Collaborative Exploration in Stochastic Multi-Player Bandits
Proceedings of The 12th Asian Conference on Machine Learning, PMLR 129:193-208, 2020.
Internet of Things (IoT) faces multiple challenges to achieve high reliability, low-latency and low power consumption. Its performance is affected by many factors such as external interference coming from other coexisting wireless communication technologies that are sharing the same spectrum. To address this problem, we introduce a general approach for the identification of poor-link quality channels. We formulate our problem as a multi-player multi-armed bandit problem, where the devices in an IoT network are the players, and the arms are the radio channels. For a realistic formulation, we do not assume that sensing information is available or that the number of players is below the number of arms.
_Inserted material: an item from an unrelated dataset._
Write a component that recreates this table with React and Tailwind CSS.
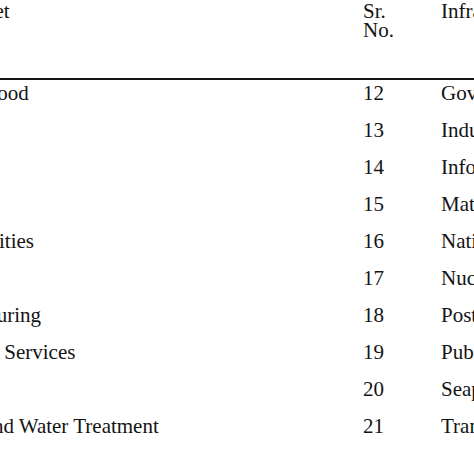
const rows = [
  { no: 12, asset: 'Agriculture and Food', infra: 'Government Facilities' },
  { no: 13, asset: 'Banking', infra: 'Industrial Facilities' },
  { no: 14, asset: 'Chemical', infra: 'Information Technology' },
  { no: 15, asset: 'Commerce', infra: 'Materials' },
  { no: 16, asset: 'Commercial Facilities', infra: 'National Monuments' },
  { no: 17, asset: 'Dams', infra: 'Nuclear Reactors' },
  { no: 18, asset: 'Critical Manufacturing', infra: 'Postal and Shipping' },
  { no: 19, asset: 'Defense Logistics Services', infra: 'Public Health' },
  { no: 20, asset: 'Energy', infra: 'Seaports' },
  { no: 21, asset: 'Drinking Water and Water Treatment', infra: 'Transportation' },
];

export default function App() {
  return (
    <div className="w-[474px] h-[474px] overflow-hidden bg-white text-[#141414] font-['Liberation_Serif',serif] text-[21px]">
      <div className="ml-[-152px] w-[800px]">
        <div className="flex h-[80px] border-b-2 border-[#141414] pt-[2px] leading-[19px]">
          <div className="w-[515px] shrink-0 whitespace-nowrap">Nature of the Asset</div>
          <div className="w-[78px] shrink-0">
            Sr.
            <br />
            No.
          </div>
          <div className="whitespace-nowrap">Infrastructure</div>
        </div>
        <div className="pt-[1px]">
          {rows.map((r) => (
            <div key={r.no} className="flex h-[37px] leading-[24px]">
              <div className="w-[515px] shrink-0 whitespace-nowrap">{r.asset}</div>
              <div className="w-[78px] shrink-0">{r.no}</div>
              <div className="whitespace-nowrap">{r.infra}</div>
            </div>
          ))}
        </div>
      </div>
    </div>
  );
}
We develop and analyze a collaborative decentralized algorithm that aims to find a set of $m$ $(\epsilon,m)$-optimal arms using an Explore-$m$ algorithm (as denoted by Kalyanakrishnan and Stone (2010)) as a subroutine, and hence blacklisting the suboptimal arms in order to improve the QoS of IoT networks while reducing their energy consumption. We prove analytically and experimentally that our algorithm outperforms selfish algorithms in terms of sample complexity with a low communication cost, and that although playing a smaller set of arms increases the collision rate, playing the optimal arms only improves the QoS of the network.